The contract extends through 2024 the partnership started in 1994 between West Basin Municipal Water District and SUEZ to operate the Edward C. Little Water Recycling Facility in Southern California.

West Basin Municipal Water District has renewed its contract with SUEZ to operate and maintain the Edward C. Little Facility in El Segundo, CA, and its three satellite plants. The five-year renewal, worth a total of c. €67 million, began January 1, 2020 and runs through the end of 2024.

The Edward C. Little facility is one of the largest water recycling operations of its kind in the United States, producing about 150 000 m3 of water every day and conserving water resources in one of the nation’s most drought-prone regions. From 1994 to date, SUEZ has thus helped West Basin produce more than 750 million m3 of recycled water.

Bertrand Camus, Chief Executive Officer of SUEZ, said: "For the past twenty-five years, our partnership with the West Basin Municipal Water District has aimed to preserve water resources in order to guarantee the sustainable water supply of this increasingly arid region.
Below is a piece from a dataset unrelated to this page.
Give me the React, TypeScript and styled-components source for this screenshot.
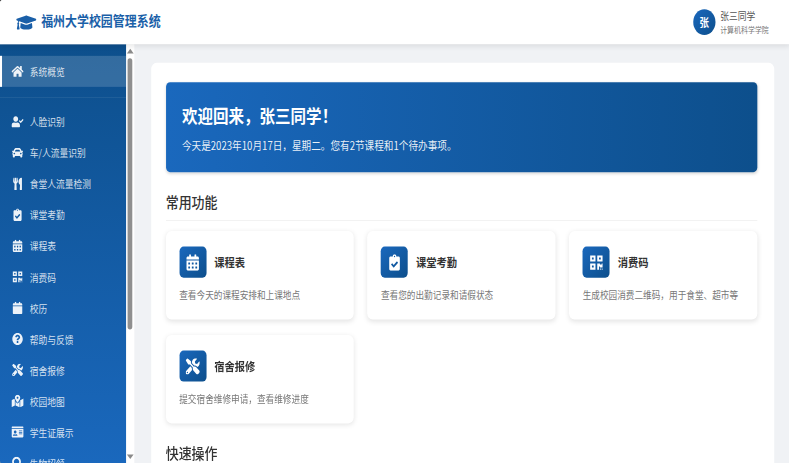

Together, we have also developed a unique system for re-injecting recycled water into aquifers that allows us to limit sea water infiltration, while at the same time replenishing drinking water reserves for the future."

The facility produces five different qualities of custom-made recycled water to meet the specific needs of West Basin’s municipal, commercial and industrial customers (gardens watering, irrigation, supplying industrial boilers and cooling towers and indirect drinking water). Edward C. Little also produces 45 000 m3 of barrier water every day for aquifers replenishment that protects South Bay’s coastal groundwater reservoirs from seawater intrusion from the Pacific Ocean.